I have not completely decided yet what my plan is. At first I thought of building in a raspberry pi as the brains for the robot, but now that I found my old laptop with s-video port it could be an easier path to use that instead. I would like to get rid of the codec box, but then I need to find a way to fool the screen so that it works without it. Also I need to figure out how to control the zoom and movement of the camera via the ethernet cable that plugs into it. And I have not found yet how I will take the video feed as input into any computer system. Maybe a s-video to usb cable would fix that.
– Motorized wheels! If this is to be a robot, it should be able to move itself around. The ‘desk chair kind of wheels’ on the back are a bit small and crappy, so those should get an update anyway.
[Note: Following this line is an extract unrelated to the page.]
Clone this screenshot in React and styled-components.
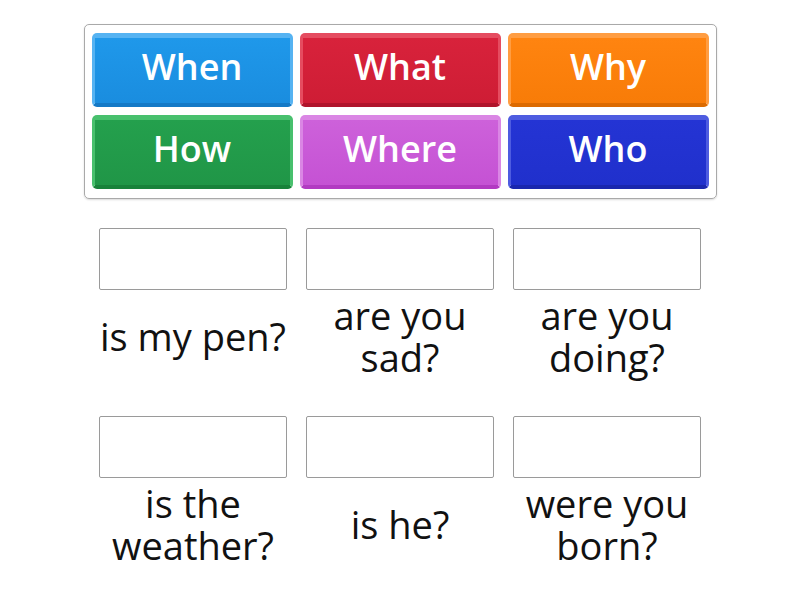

But motorized wheels might be best on the front?
– Some kind of computer as brain to control the different parts of the robot. Currently it is most likely to be old laptop.
– Wireless powersource, aka battery. The camera and speakers both like to get 12 volt, so maybe the battery should give that?
– Web based control
– Voice synthesis, or maybe an R2-D2 style of beeps. (Or both)
– A robot arm. The bar on the back is just to perfect to mount stuff on
What about a name? Maestro sounds quite nice, and is already printed in big letters on the front. (I can peel off the ‘Tandberg’ letters) Or would some number/letter combination be more nerdy? And what kind of function should this robot fullfill?